<<<<
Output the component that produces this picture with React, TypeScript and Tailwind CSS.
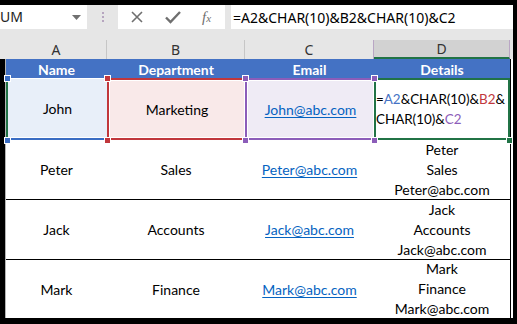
import React from 'react';

type Person = { name: string; dept: string; email: string };

const people: Person[] = [
  { name: 'Peter', dept: 'Sales', email: 'Peter@abc.com' },
  { name: 'Jack', dept: 'Accounts', email: 'Jack@abc.com' },
  { name: 'Mark', dept: 'Finance', email: 'Mark@abc.com' },
];

const cellFont = { fontFamily: 'Lato, "Open Sans", sans-serif' };
const chromeFont = { fontFamily: '"Noto Sans", "Open Sans", sans-serif' };

const Handle: React.FC<{ x: number; y: number; color: string }> = ({ x, y, color }) => (
  <div
    className="absolute w-[7px] h-[7px] border border-white z-10"
    style={{ left: x - 3, top: y - 3, backgroundColor: color }}
  />
);

const FormulaBar: React.FC = () => (
  <div className="h-[24px] flex" style={chromeFont}>
    <div className="w-[87px] bg-white flex items-center justify-between pr-[6px] overflow-hidden">
      <span className="text-[14px] text-[#222] leading-none">UM</span>
      <svg width="9" height="5" viewBox="0 0 9 5">
        <path d="M0 0 L9 0 L4.5 5 Z" fill="#707070" />
      </svg>
    </div>
    <div className="w-[31px] flex flex-col items-center justify-center gap-[2px]">
      <div className="w-[2px] h-[2px] bg-[#b6a5bf]" />
      <div className="w-[2px] h-[2px] bg-[#b6a5bf]" />
      <div className="w-[2px] h-[2px] bg-[#b6a5bf]" />
    </div>
    <div className="w-[107px] bg-white flex items-center pl-[13px]">
      <svg width="12" height="12" viewBox="0 0 12 12">
        <path d="M1 1 L11 11 M11 1 L1 11" stroke="#6f6f6f" strokeWidth="1.6" />
      </svg>
      <svg width="16" height="14" viewBox="0 0 16 14" className="ml-[22px]">
        <path d="M1 7.5 L5.5 12 L15 2" stroke="#6f6f6f" strokeWidth="2.4" fill="none" />
      </svg>
      <span
        className="ml-[21px] text-[15px] italic text-[#6f6f6f] leading-none"
        style={{ fontFamily: '"Liberation Serif", serif' }}
      >
        f<span className="text-[11px]">x</span>
      </span>
    </div>
    <div className="w-[6px]" />
    <div className="flex-1 bg-white flex items-center pl-[2px]">
      <span className="text-[14px] text-black">=A2&amp;CHAR(10)&amp;B2&amp;CHAR(10)&amp;C2</span>
    </div>
  </div>
);

const ColumnHeaders: React.FC = () => (
  <div className="h-[19px] flex text-[14px] text-[#333]" style={chromeFont}>
    <div className="w-[6px]" />
    <div className="w-[101px] flex items-center justify-center border-r border-[#c6c6c6]">A</div>
    <div className="w-[138px] flex items-center justify-center border-r border-[#c6c6c6]">B</div>
    <div className="w-[129px] flex items-center justify-center border-r border-[#b9a6c4]">C</div>
    <div className="w-[136px] flex items-center justify-center bg-[#d2d2d2] border-b-2 border-[#217346] border-r border-r-[#b9a6c4]">
      D
    </div>
  </div>
);

export default function App() {
  return (
    <div className="w-[517px] h-[324px] bg-black overflow-hidden pt-[5px]">
      <div className="w-[513px] h-[313px] bg-[#e6e6e6] flex flex-col">
        <FormulaBar />
        <div className="h-[11px]" />
        <ColumnHeaders />
        <div className="flex flex-1 min-h-0" style={cellFont}>
          <div className="w-[5px] bg-black" />
          <div className="w-[1px] bg-[#b4b4b4]" />
          <div className="w-[504px] flex flex-col bg-white text-[14px] text-black">
            <div className="h-[19px] flex bg-[#4472c4] text-white font-bold pt-[1px]">
              <div className="w-[101px] flex items-center justify-center">Name</div>
              <div className="w-[138px] flex items-center justify-center">Department</div>
              <div className="w-[129px] flex items-center justify-center">Email</div>
              <div className="w-[136px] flex items-center justify-center">Details</div>
            </div>

            <div className="h-[62px] flex relative">
              <div className="w-[101px] flex items-center justify-center bg-[#e8eff9] border-l-2 border-l-[#217346] border-t border-t-white border-b-2 border-b-[#3a6dc3] shadow-[inset_0_-1px_0_white]">
                John
              </div>
              <div className="w-[138px] flex items-center justify-center bg-[#f9e9e9] border-2 border-r-0 border-[#c1373c] shadow-[inset_0_0_0_1px_white]">
                Marketing
              </div>
              <div className="w-[129px] flex items-center justify-center bg-[#efebf5] border-2 border-r-0 border-[#8c5db9] shadow-[inset_0_0_0_1px_white]">
                <span className="text-[#0563c1] underline underline-offset-2">John@abc.com</span>
              </div>
              <div className="w-[136px] flex flex-col justify-center border-2 border-[#217346] text-[13.4px] leading-[20px]">
                <div className="whitespace-nowrap">
                  =<span className="text-[#4472c4]">A2</span>&amp;CHAR(10)&amp;
                  <span className="text-[#c1373c]">B2</span>&amp;
                </div>
                <div className="whitespace-nowrap">
                  CHAR(10)&amp;<span className="text-[#8c5db9]">C2</span>
                </div>
              </div>
              <Handle x={1} y={0} color="#3a6dc3" />
              <Handle x={1} y={62} color="#3a6dc3" />
              <Handle x={101} y={0} color="#c1373c" />
              <Handle x={101} y={62} color="#c1373c" />
              <Handle x={239} y={0} color="#8c5db9" />
              <Handle x={239} y={62} color="#8c5db9" />
              <Handle x={368} y={0} color="#8c5db9" />
              <Handle x={368} y={62} color="#8c5db9" />
              <Handle x={503} y={62} color="#217346" />
            </div>

            {people.map((p, i) => (
              <div
                key={p.name}
                className={`flex ${i < people.length - 1 ? 'h-[60px] border-b border-black' : 'flex-1 min-h-0'}`}
              >
                <div className="w-[101px] flex items-center justify-center">{p.name}</div>
                <div className="w-[138px] flex items-center justify-center">{p.dept}</div>
                <div className="w-[129px] flex items-center justify-center">
                  <span className="text-[#0563c1] underline underline-offset-2">{p.email}</span>
                </div>
                <div className="w-[136px] flex flex-col items-center justify-center leading-[20px]">
                  <div>{p.name}</div>
                  <div>{p.dept}</div>
                  <div>{p.email}</div>
                </div>
              </div>
            ))}
          </div>
          <div className="w-[1px] bg-black" />
          <div className="w-[2px] bg-white" />
        </div>
      </div>
    </div>
  );
}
>>>>
▶ TASK: Return the listing above in full and without alteration, excluding its pictures.

▶ CORRECT ANSWER:
Output the component that produces this picture with React, TypeScript and Tailwind CSS.
import React from 'react';

type Person = { name: string; dept: string; email: string };

const people: Person[] = [
  { name: 'Peter', dept: 'Sales', email: 'Peter@abc.com' },
  { name: 'Jack', dept: 'Accounts', email: 'Jack@abc.com' },
  { name: 'Mark', dept: 'Finance', email: 'Mark@abc.com' },
];

const cellFont = { fontFamily: 'Lato, "Open Sans", sans-serif' };
const chromeFont = { fontFamily: '"Noto Sans", "Open Sans", sans-serif' };

const Handle: React.FC<{ x: number; y: number; color: string }> = ({ x, y, color }) => (
  <div
    className="absolute w-[7px] h-[7px] border border-white z-10"
    style={{ left: x - 3, top: y - 3, backgroundColor: color }}
  />
);

const FormulaBar: React.FC = () => (
  <div className="h-[24px] flex" style={chromeFont}>
    <div className="w-[87px] bg-white flex items-center justify-between pr-[6px] overflow-hidden">
      <span className="text-[14px] text-[#222] leading-none">UM</span>
      <svg width="9" height="5" viewBox="0 0 9 5">
        <path d="M0 0 L9 0 L4.5 5 Z" fill="#707070" />
      </svg>
    </div>
    <div className="w-[31px] flex flex-col items-center justify-center gap-[2px]">
      <div className="w-[2px] h-[2px] bg-[#b6a5bf]" />
      <div className="w-[2px] h-[2px] bg-[#b6a5bf]" />
      <div className="w-[2px] h-[2px] bg-[#b6a5bf]" />
    </div>
    <div className="w-[107px] bg-white flex items-center pl-[13px]">
      <svg width="12" height="12" viewBox="0 0 12 12">
        <path d="M1 1 L11 11 M11 1 L1 11" stroke="#6f6f6f" strokeWidth="1.6" />
      </svg>
      <svg width="16" height="14" viewBox="0 0 16 14" className="ml-[22px]">
        <path d="M1 7.5 L5.5 12 L15 2" stroke="#6f6f6f" strokeWidth="2.4" fill="none" />
      </svg>
      <span
        className="ml-[21px] text-[15px] italic text-[#6f6f6f] leading-none"
        style={{ fontFamily: '"Liberation Serif", serif' }}
      >
        f<span className="text-[11px]">x</span>
      </span>
    </div>
    <div className="w-[6px]" />
    <div className="flex-1 bg-white flex items-center pl-[2px]">
      <span className="text-[14px] text-black">=A2&amp;CHAR(10)&amp;B2&amp;CHAR(10)&amp;C2</span>
    </div>
  </div>
);

const ColumnHeaders: React.FC = () => (
  <div className="h-[19px] flex text-[14px] text-[#333]" style={chromeFont}>
    <div className="w-[6px]" />
    <div className="w-[101px] flex items-center justify-center border-r border-[#c6c6c6]">A</div>
    <div className="w-[138px] flex items-center justify-center border-r border-[#c6c6c6]">B</div>
    <div className="w-[129px] flex items-center justify-center border-r border-[#b9a6c4]">C</div>
    <div className="w-[136px] flex items-center justify-center bg-[#d2d2d2] border-b-2 border-[#217346] border-r border-r-[#b9a6c4]">
      D
    </div>
  </div>
);

export default function App() {
  return (
    <div className="w-[517px] h-[324px] bg-black overflow-hidden pt-[5px]">
      <div className="w-[513px] h-[313px] bg-[#e6e6e6] flex flex-col">
        <FormulaBar />
        <div className="h-[11px]" />
        <ColumnHeaders />
        <div className="flex flex-1 min-h-0" style={cellFont}>
          <div className="w-[5px] bg-black" />
          <div className="w-[1px] bg-[#b4b4b4]" />
          <div className="w-[504px] flex flex-col bg-white text-[14px] text-black">
            <div className="h-[19px] flex bg-[#4472c4] text-white font-bold pt-[1px]">
              <div className="w-[101px] flex items-center justify-center">Name</div>
              <div className="w-[138px] flex items-center justify-center">Department</div>
              <div className="w-[129px] flex items-center justify-center">Email</div>
              <div className="w-[136px] flex items-center justify-center">Details</div>
            </div>

            <div className="h-[62px] flex relative">
              <div className="w-[101px] flex items-center justify-center bg-[#e8eff9] border-l-2 border-l-[#217346] border-t border-t-white border-b-2 border-b-[#3a6dc3] shadow-[inset_0_-1px_0_white]">
                John
              </div>
              <div className="w-[138px] flex items-center justify-center bg-[#f9e9e9] border-2 border-r-0 border-[#c1373c] shadow-[inset_0_0_0_1px_white]">
                Marketing
              </div>
              <div className="w-[129px] flex items-center justify-center bg-[#efebf5] border-2 border-r-0 border-[#8c5db9] shadow-[inset_0_0_0_1px_white]">
                <span className="text-[#0563c1] underline underline-offset-2">John@abc.com</span>
              </div>
              <div className="w-[136px] flex flex-col justify-center border-2 border-[#217346] text-[13.4px] leading-[20px]">
                <div className="whitespace-nowrap">
                  =<span className="text-[#4472c4]">A2</span>&amp;CHAR(10)&amp;
                  <span className="text-[#c1373c]">B2</span>&amp;
                </div>
                <div className="whitespace-nowrap">
                  CHAR(10)&amp;<span className="text-[#8c5db9]">C2</span>
                </div>
              </div>
              <Handle x={1} y={0} color="#3a6dc3" />
              <Handle x={1} y={62} color="#3a6dc3" />
              <Handle x={101} y={0} color="#c1373c" />
              <Handle x={101} y={62} color="#c1373c" />
              <Handle x={239} y={0} color="#8c5db9" />
              <Handle x={239} y={62} color="#8c5db9" />
              <Handle x={368} y={0} color="#8c5db9" />
              <Handle x={368} y={62} color="#8c5db9" />
              <Handle x={503} y={62} color="#217346" />
            </div>

            {people.map((p, i) => (
              <div
                key={p.name}
                className={`flex ${i < people.length - 1 ? 'h-[60px] border-b border-black' : 'flex-1 min-h-0'}`}
              >
                <div className="w-[101px] flex items-center justify-center">{p.name}</div>
                <div className="w-[138px] flex items-center justify-center">{p.dept}</div>
                <div className="w-[129px] flex items-center justify-center">
                  <span className="text-[#0563c1] underline underline-offset-2">{p.email}</span>
                </div>
                <div className="w-[136px] flex flex-col items-center justify-center leading-[20px]">
                  <div>{p.name}</div>
                  <div>{p.dept}</div>
                  <div>{p.email}</div>
                </div>
              </div>
            ))}
          </div>
          <div className="w-[1px] bg-black" />
          <div className="w-[2px] bg-white" />
        </div>
      </div>
    </div>
  );
}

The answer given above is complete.